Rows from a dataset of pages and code
┏━━

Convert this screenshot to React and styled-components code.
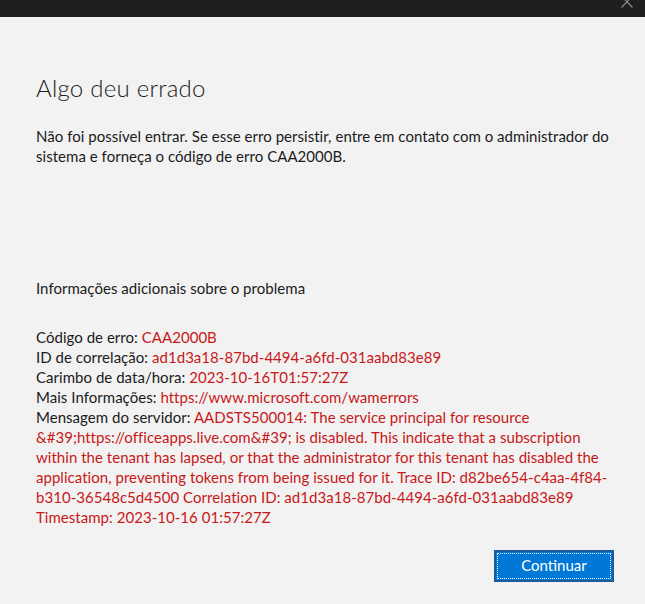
import React from 'react'
import styled, {createGlobalStyle} from 'styled-components';

const details = [
    {label: 'Código de erro:', value: ['CAA2000B']},
    {label: 'ID de correlação:', value: ['ad1d3a18-87bd-4494-a6fd-031aabd83e89']},
    {label: 'Carimbo de data/hora:', value: ['2023-10-16T01:57:27Z']},
    {label: 'Mais Informações:', value: ['https://www.microsoft.com/wamerrors']},
    {
        label: 'Mensagem do servidor:',
        value: [
            'AADSTS500014: The service principal for resource',
            '&#39;https://officeapps.live.com&#39; is disabled. This indicate that a subscription',
            'within the tenant has lapsed, or that the administrator for this tenant has disabled the',
            'application, preventing tokens from being issued for it. Trace ID: d82be654-c4aa-4f84-',
            'b310-36548c5d4500 Correlation ID: ad1d3a18-87bd-4494-a6fd-031aabd83e89',
            'Timestamp: 2023-10-16 01:57:27Z'
        ]
    }
]

const GlobalStyle = createGlobalStyle`
    html, body {
        margin: 0;
        padding: 0;
        background: #f2f2f2;
    }
    body {
        font-family: "Segoe UI", Lato, "Liberation Sans", sans-serif;
        color: #1b1b1b;
        letter-spacing: 0.035px;
    }
`

const StyledWindow = styled.div`
    height: 604px;
    display: flex;
    flex-direction: column;
    background: #f2f2f2;
    overflow: hidden;
`
const StyledTitleBar = styled.div`
    height: 17px;
    flex: none;
    background: #1f1f1f;
    display: flex;
    justify-content: flex-end;
    align-items: flex-start;
    padding-right: 11px;
    overflow: hidden;
`
const StyledBody = styled.div`
    padding: 0 31px 0 36px;
    display: flex;
    flex-direction: column;
`
const StyledTitle = styled.h1`
    margin: 55px 0 0;
    font-size: 24px;
    line-height: 32px;
    font-weight: 300;
    letter-spacing: 0.25px;
`
const StyledLead = styled.p`
    margin: 22px 0 0;
    font-size: 15px;
    line-height: 20px;
`
const StyledHeading = styled.h2`
    margin: 112px 0 0;
    font-size: 15px;
    line-height: 20px;
    font-weight: 400;
`
const StyledList = styled.div`
    margin-top: 29px;
    font-size: 15px;
    line-height: 20px;
`
const StyledValue = styled.span`
    color: #c81818;
`
const StyledFooter = styled.div`
    margin-top: 23px;
    display: flex;
    justify-content: flex-end;
`
const StyledButton = styled.button`
    width: 120px;
    height: 32px;
    border: 2px solid #1d5a98;
    background: #0078d7;
    color: #fff;
    font-family: inherit;
    font-size: 15px;
    padding: 0 0 2px;
    outline: 1px dotted #fff;
    outline-offset: -4px;
    cursor: pointer;
`

const CloseGlyph = () => (
    <svg width="14" height="17" viewBox="0 0 14 17">
        <path d="M1.5 -4 L12.5 7.5 M12.5 -4 L1.5 7.5" stroke="#8c8c8c" strokeWidth="1.2" fill="none"/>
    </svg>
)

const App = () => {
    return(
        <StyledWindow>
            <GlobalStyle/>
            <StyledTitleBar>
                <CloseGlyph/>
            </StyledTitleBar>
            <StyledBody>
                <StyledTitle>Algo deu errado</StyledTitle>
                <StyledLead>
                    Não foi possível entrar. Se esse erro persistir, entre em contato com o administrador do<br/>
                    sistema e forneça o código de erro CAA2000B.
                </StyledLead>
                <StyledHeading>Informações adicionais sobre o problema</StyledHeading>
                <StyledList>
                    {details.map((item, index) =>
                        <div key={index}>
                            {item.label}{' '}
                            <StyledValue>
                                {item.value.map((line, i) =>
                                    <React.Fragment key={i}>
                                        {i > 0 && <br/>}
                                        {line}
                                    </React.Fragment>
                                )}
                            </StyledValue>
                        </div>
                    )}
                </StyledList>
                <StyledFooter>
                    <StyledButton>Continuar</StyledButton>
                </StyledFooter>
            </StyledBody>
        </StyledWindow>
    )
}
export default App;
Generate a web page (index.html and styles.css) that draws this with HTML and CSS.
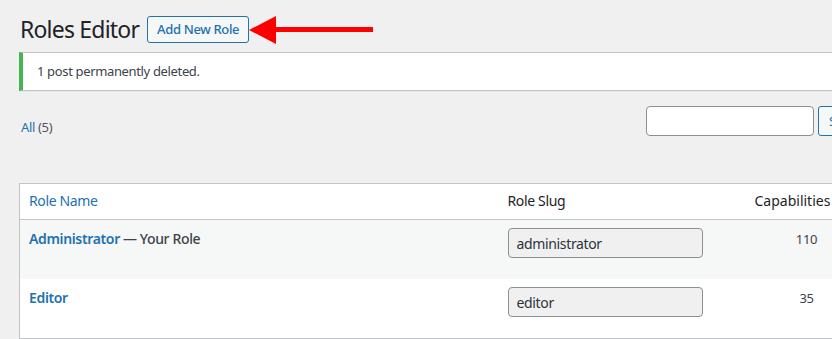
FILE: index.html
```html
<!DOCTYPE html>
<html lang="en">
<head>
    <meta charset="UTF-8">
    <meta name="viewport" content="width=device-width, initial-scale=1.0">
    <title>Roles Editor</title>
    <link rel="stylesheet" href="styles.css">
</head>
<body>
    <div class="wrap">
        <div class="page-head">
            <h1>Roles Editor</h1>
            <a class="page-title-action" href="#">Add New Role</a>
            <svg class="arrow" width="126" height="30" viewBox="0 0 126 30">
                <polygon points="0,14 27,0 27,28" fill="#f00"/>
                <rect x="26" y="11" width="98" height="5" fill="#f00"/>
            </svg>
        </div>

        <div class="notice">
            <p>1 post permanently deleted.</p>
        </div>

        <div class="tablenav">
            <ul class="subsubsub">
                <li><a href="#">All <span class="count">(5)</span></a></li>
            </ul>
            <div class="search-box">
                <input type="search" class="search-input">
                <button class="button">Search Roles</button>
            </div>
        </div>

        <table class="roles-table">
            <colgroup>
                <col class="col-name">
                <col class="col-slug">
                <col class="col-caps">
                <col class="col-rest">
            </colgroup>
            <thead>
                <tr>
                    <th><a href="#">Role Name</a></th>
                    <th>Role Slug</th>
                    <th class="caps">Capabilities</th>
                    <th>Users</th>
                </tr>
            </thead>
            <tbody>
                <tr class="alt">
                    <td><a class="row-title" href="#">Administrator</a> <span class="post-state">— Your Role</span></td>
                    <td><input class="slug" type="text" value="administrator" readonly></td>
                    <td class="num">110</td>
                    <td class="num">1</td>
                </tr>
                <tr>
                    <td><a class="row-title" href="#">Editor</a></td>
                    <td><input class="slug" type="text" value="editor" readonly></td>
                    <td class="num">35</td>
                    <td class="num">0</td>
                </tr>
            </tbody>
        </table>
    </div>
</body>
</html>
```

FILE: styles.css
```css
html, body {
    margin: 0;
    overflow: hidden;
}
body {
    background: #f0f0f1;
    color: #3c434a;
    font-family: "Segoe UI", "Noto Sans", sans-serif;
    font-size: 13px;
    line-height: 1.4em;
    letter-spacing: -0.35px;
}
a {
    color: #2271b1;
    text-decoration: none;
}
.wrap {
    padding: 0 0 0 19px;
    width: 1100px;
}
.page-head {
    display: flex;
    align-items: center;
    height: 52px;
    padding-top: 7px;
    box-sizing: border-box;
}
.page-head h1 {
    margin: 0 8px 0 1px;
    font-size: 23px;
    font-weight: 400;
    line-height: 1.3;
    color: #1d2327;
    letter-spacing: -0.8px;
}
.page-title-action {
    border: 1px solid #2271b1;
    border-radius: 3px;
    background: #f6f7f7;
    padding: 0 9px;
    height: 25px;
    line-height: 25px;
    font-size: 13px;
    font-weight: 500;
}
.arrow {
    margin-top: 2px;
}
.notice {
    background: #fff;
    border: 1px solid #c3c4c7;
    border-left: 4px solid #46b450;
    border-right: 0;
    box-shadow: 0 1px 1px rgba(0,0,0,.04);
    padding: 0 14px;
    height: 37px;
    display: flex;
    align-items: center;
}
.notice p {
    margin: 0;
}
.tablenav {
    display: grid;
    grid-template-columns: 627px auto;
    align-items: start;
    height: 92px;
    padding-top: 15px;
    box-sizing: border-box;
}
.subsubsub {
    list-style: none;
    margin: 12px 0 0 2px;
    padding: 0;
    font-size: 13px;
}
.count {
    color: #50575e;
}
.search-box {
    display: flex;
    gap: 4px;
}
.search-input {
    width: 168px;
    height: 30px;
    box-sizing: border-box;
    border: 1px solid #8c8f94;
    border-radius: 4px;
    background: #fff;
}
.button {
    height: 30px;
    border: 1px solid #2271b1;
    border-radius: 3px;
    background: #f6f7f7;
    color: #2271b1;
    font-family: inherit;
    font-size: 13px;
    padding: 0 10px;
}
.roles-table {
    border-collapse: collapse;
    border: 1px solid #c3c4c7;
    background: #fff;
    table-layout: fixed;
    width: 1000px;
}
.col-name { width: 479px; }
.col-slug { width: 247px; }
.col-caps { width: 122px; }
.roles-table th {
    text-align: left;
    font-weight: 400;
    font-size: 14px;
    color: #1d2327;
    padding: 0 9px;
    height: 35px;
    border-bottom: 1px solid #c3c4c7;
}
.roles-table th.caps {
    letter-spacing: 0;
}
.roles-table td {
    vertical-align: top;
    padding: 10px 9px 0;
    height: 49px;
}
.roles-table tr.alt td {
    background: #f6f7f7;
}
.row-title {
    font-size: 14px;
    font-weight: 600;
}
.post-state {
    color: #3c434a;
    font-size: 14px;
    font-weight: 500;
}
.slug {
    width: 195px;
    height: 30px;
    margin-top: -2px;
    box-sizing: border-box;
    border: 1px solid #8c8f94;
    border-radius: 4px;
    background: #f0f0f1;
    color: #2c3338;
    font-family: inherit;
    font-size: 14px;
    letter-spacing: -0.35px;
    padding: 0 8px;
}
.roles-table td.num {
    text-align: center;
    padding-top: 10px;
}
```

┗━━

**WHAT IS ASKED:**
Tally up the lines with the word "React" in them, and answer with that number by itself.

**RESPONSE TO THIS EXERCISE:**
4